Otro dato que puede sorprender a más de uno es que todas las acciones que realizan estos minúsculos animales están programadas genéticamente. Su sistema nervioso no está lo suficientemente desarrollado como para tener la facultad de aprender y, por tanto, no son capaces de adaptar su patrón de conducta a una situación dada. Se limitan a responder a los estímulos que reciben del exterior con la solución indicada en su código genético. Pero entonces, ¿cómo se las apañan para construir sus mastodónticos nidos?En el recomendable libro Cómo el Homo se convirtió en Sapiens del catedrático de Ciencia Cognitiva sueco Peter Gärdenfors se puede encontrar la explicación: “Otro ejemplo intrincado lo constituye el modo como las termitas construyen sus montículos. Se trata de estructuras complejas con muchas bóvedas y pasadizos. No obstante, no hay un arquitecto que diseñe la planta ni un capataz que esté al mando de la obra. Las termitas no tienen “ilustración” alguna de lo que están haciendo. Ruedan sus masas de barro que, desde el principio, se colocan al azar. Las bolas de barro o arcilla contienen una fragancia que es irresistible. A las termitas les gusta dejar sus bolas donde la fragancia es más fuerte. En realidad, esto es lo único que las guía.
David Sucunza Sáenz
Categoría: Ciencia, Biología, Ecología
2 comentarios:
Me llama la atención ese mecanismo tan simple generador de complejidad (algunos hablarían de propiedad emergente): «a las termitas les gusta dejar sus bolas donde la fragancia es más fuerte». Y eso basta para que sean capaces de levantar el termitero, sin necesidad de arquitecto. Si lo trasladamos al ámbito humano, queda claro que no seríamos capaces de hacer nada parecido. Muy probablemente, los obreros acabarían a palos discutiendo por sus bolas, y no sería de extrañar que algunos hiciesen desaparecer, secretamente, las bolas del compañero para dejar las suyas —mucho mejores— en el lugar más señalado. Está claro que la organización social del hombre, cuando existe, no es ninguna propiedad emergente.

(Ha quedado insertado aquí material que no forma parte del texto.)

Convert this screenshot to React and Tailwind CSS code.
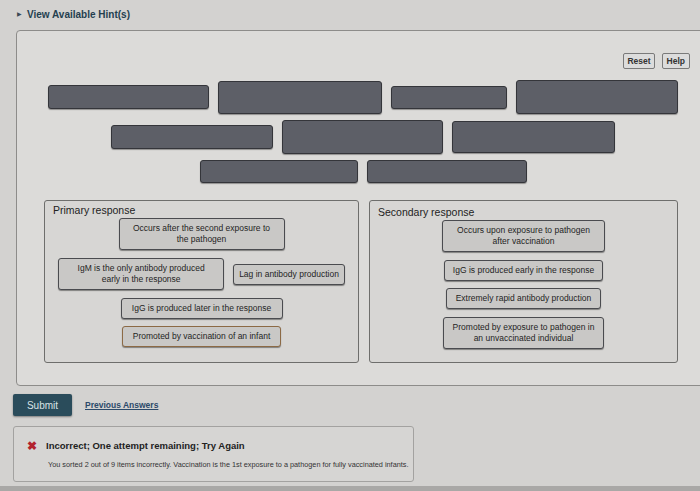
import React from 'react';

const slotRows = [
  ['w-[161px] h-[24px]', 'w-[164px] h-[33px]', 'w-[116px] h-[23px]', 'w-[162px] h-[34px]'],
  ['w-[162px] h-[24px]', 'w-[161px] h-[34px]', 'w-[163px] h-[32px]'],
  ['w-[158px] h-[23px]', 'w-[160px] h-[23px]'],
];

function Slot({ size }) {
  return (
    <div
      className={`${size} rounded-[3px] bg-[#5d5f67] border border-[#34353a] shadow-[0_1px_1px_rgba(0,0,0,0.35)]`}
    />
  );
}

function Item({ children, className = '', orange = false }) {
  return (
    <div
      className={`rounded-[3px] border ${orange ? 'border-[#8c6a45]' : 'border-[#4a4b4f]'} bg-[#c9c8c6] px-[5px] py-[4px] text-center text-[8.5px] leading-[11px] text-[#1f1f1f] shadow-[0_1px_1px_rgba(0,0,0,0.4)] ${className}`}
    >
      {children}
    </div>
  );
}

export default function App() {
  return (
    <div
      className="relative h-[491px] w-[700px] overflow-hidden bg-[#d3d2d0]"
      style={{ fontFamily: '"Liberation Sans", Arial, sans-serif' }}
    >
      <div className="flex items-center gap-[5px] pl-[17px] pt-[7px] h-[21px]">
        <span className="text-[6px] text-[#3b4a54]">▶</span>
        <span className="text-[10px] font-bold text-[#24404f]">View Available Hint(s)</span>
      </div>

      <div className="ml-[16px] mt-[9px] w-[700px] rounded-tl-[4px] rounded-bl-[4px] border border-[#8d8c8a] bg-[#dcdbd9] pb-[22px]">
        <div className="flex justify-end gap-[7px] pr-[25px] pt-[22px]">
          <button className="h-[16px] rounded-[2px] border border-[#7a7a7a] bg-[#dcdcdc] px-[3px] text-[8.5px] font-bold text-[#333]">
            Reset
          </button>
          <button className="h-[16px] rounded-[2px] border border-[#7a7a7a] bg-[#dcdcdc] px-[4px] text-[8.5px] font-bold text-[#333]">
            Help
          </button>
        </div>

        <div className="mt-[11px] flex flex-col gap-[6px] pr-[6px]">
          {slotRows.map((row, i) => (
            <div key={i} className="flex items-center justify-center gap-[9px]">
              {row.map((s, j) => (
                <Slot key={j} size={s} />
              ))}
            </div>
          ))}
        </div>

        <div className="ml-[27px] mt-[17px] flex gap-[10px]">
          <div className="h-[163px] w-[315px] rounded-[3px] border border-[#6e6e6c] bg-[#d7d6d4] px-[8px] pt-[3px]">
            <div className="text-[10.5px] leading-[13px] text-[#222]">Primary response</div>
            <div className="mt-[1px] flex flex-col items-center gap-[8px]">
              <Item className="w-[166px]">
                Occurs after the second exposure to
                <br />
                the pathogen
              </Item>
              <div className="flex items-center gap-[9px]">
                <Item className="w-[166px]">
                  IgM is the only antibody produced
                  <br />
                  early in the response
                </Item>
                <Item>Lag in antibody production</Item>
              </div>
              <Item className="w-[162px]">IgG is produced later in the response</Item>
              <Item orange className="-mt-[1px] w-[159px]">
                Promoted by vaccination of an infant
              </Item>
            </div>
          </div>

          <div className="h-[163px] w-[309px] rounded-[3px] border border-[#6e6e6c] bg-[#d7d6d4] px-[8px] pt-[5px]">
            <div className="text-[10.5px] leading-[13px] text-[#222]">Secondary response</div>
            <div className="mt-[1px] flex flex-col items-center gap-[8px]">
              <Item className="w-[163px]">
                Occurs upon exposure to pathogen
                <br />
                after vaccination
              </Item>
              <Item className="w-[159px]">IgG is produced early in the response</Item>
              <Item className="-mt-[1px] w-[155px]">Extremely rapid antibody production</Item>
              <Item className="w-[161px]">
                Promoted by exposure to pathogen in
                <br />
                an unvaccinated individual
              </Item>
            </div>
          </div>
        </div>
      </div>

      <div className="ml-[13px] mt-[8px] flex items-center gap-[13px]">
        <button className="h-[22px] w-[59px] rounded-[2px] bg-[#2a4c5b] text-[10px] text-[#d8e2e6] shadow-[0_1px_2px_rgba(0,0,0,0.4)]">
          Submit
        </button>
        <span className="text-[8.5px] font-bold text-[#2c4a6a] underline">Previous Answers</span>
      </div>

      <div className="ml-[13px] mt-[10px] h-[56px] w-[401px] rounded-[3px] border border-[#a3a2a0] bg-[#d6d5d3] px-[13px] pt-[12px]">
        <div className="flex items-center gap-[9px]">
          <span className="text-[12px] font-bold leading-[12px] text-[#b2232e]">✖</span>
          <span className="text-[9.5px] font-bold text-[#222]">Incorrect; One attempt remaining; Try Again</span>
        </div>
        <div className="mt-[7px] whitespace-nowrap pl-[21px] text-[7.3px] text-[#333]">
          You sorted 2 out of 9 items incorrectly. Vaccination is the 1st exposure to a pathogen for fully vaccinated infants.
        </div>
      </div>

      <div className="absolute bottom-0 left-0 h-[5px] w-full bg-[#a9a8a6]" />
    </div>
  );
}
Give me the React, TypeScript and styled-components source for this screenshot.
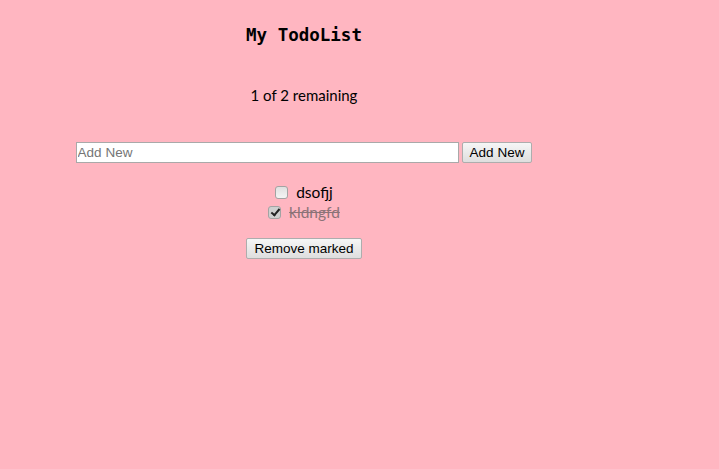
import React, { useState } from "react";
import styled, { createGlobalStyle } from "styled-components";

const Global = createGlobalStyle`
  html, body { background: #ffb6c1; }
  body { margin: 8px; font-family: Lato, "Open Sans", sans-serif; }
`;

const Container = styled.div`
  width: 592px;
  text-align: center;
`;

const Title = styled.h1`
  font-family: "DejaVu Sans Mono", "Liberation Mono", monospace;
  font-size: 17.5px;
  font-weight: bold;
  margin: 16px 0 0;
  line-height: 22px;
`;

const Remaining = styled.p`
  font-size: 15px;
  margin: 39px 0 0;
  line-height: 20px;
`;

const Form = styled.form`
  display: flex;
  justify-content: center;
  gap: 3px;
  margin-top: 37px;
`;

const Input = styled.input`
  width: 383px;
  height: 21px;
  box-sizing: border-box;
  border: 1px solid #a9a9a9;
  font-family: Arial, "Liberation Sans", sans-serif;
  font-size: 13.5px;
  padding: 1px 1px;
  background: #fff;
  &::placeholder { color: #757575; }
`;

const Button = styled.button`
  height: 21px;
  box-sizing: border-box;
  font-family: Arial, "Liberation Sans", sans-serif;
  font-size: 13.5px;
  padding: 0 7px;
  border: 1px solid #adadad;
  border-radius: 2px;
  background: linear-gradient(#f6f6f6, #dedede);
  color: #000;
`;

const List = styled.ul`
  list-style: none;
  padding: 0;
  margin: 19px 0 0;
`;

const Item = styled.li<{ $done: boolean }>`
  display: flex;
  justify-content: center;
  align-items: center;
  height: 20px;
  font-size: 15.5px;
  color: ${(p) => (p.$done ? "#8c7378" : "#000")};
  text-decoration: ${(p) => (p.$done ? "line-through" : "none")};
`;

const Check = styled.input`
  appearance: none;
  -webkit-appearance: none;
  margin: 0 8px 0 0;
  width: 13px;
  height: 13px;
  box-sizing: border-box;
  border: 1px solid #a3a3a3;
  border-radius: 3px;
  background: linear-gradient(#e0e0e0, #f4f4f4);
  position: relative;
  &:checked {
    background: #cfcfcf;
  }
  &:checked::after {
    content: "";
    position: absolute;
    left: 3.5px;
    top: 0.5px;
    width: 3px;
    height: 7px;
    border: solid #222;
    border-width: 0 2px 2px 0;
    transform: rotate(40deg);
  }
`;

const RemoveRow = styled.div`
  margin-top: 15px;
`;

export default function App() {
  const [todos, setTodos] = useState([
    { text: "dsofjj", done: false },
    { text: "kldngfd", done: true },
  ]);
  const remaining = todos.filter((t) => !t.done).length;
  return (
    <>
      <Global />
      <Container>
        <Title>My TodoList</Title>
        <Remaining>
          {remaining} of {todos.length} remaining
        </Remaining>
        <Form onSubmit={(e) => e.preventDefault()}>
          <Input placeholder="Add New" />
          <Button type="submit">Add New</Button>
        </Form>
        <List>
          {todos.map((t, i) => (
            <Item key={i} $done={t.done}>
              <Check
                type="checkbox"
                checked={t.done}
                onChange={() =>
                  setTodos(todos.map((x, j) => (j === i ? { ...x, done: !x.done } : x)))
                }
              />
              {t.text}
            </Item>
          ))}
        </List>
        <RemoveRow>
          <Button type="button" onClick={() => setTodos(todos.filter((t) => !t.done))}>
            Remove marked
          </Button>
        </RemoveRow>
      </Container>
    </>
  );
}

El otro día oí que los insectos crean sociedades perfectas (bueno, quizás fue en una película de baja calidad, con escenas apocalípticas en las que insectos superdesarrollados acaban con el ser humano). En otros sitios (más serios) se habla de superorganismos. Al parecer, en las sociedades de insectos cada individuo tiene su tarea asignada y su lugar, y no queda sitio para la exclusión social, la depresión, el desempleo, la desorganización. Por otro lado, si un individuo tiene que ser sacrificado por el bien común, el superorganismo no duda en ejecutarlo, porque el individuo nada vale.
Quizá la grandeza de la especie humana resida en su incapacidad; en una complejidad absurda, más allá de lo emergente, que nos arrastra a la ineficacia absoluta. Yo, en cualquier caso, prefiero que siga así.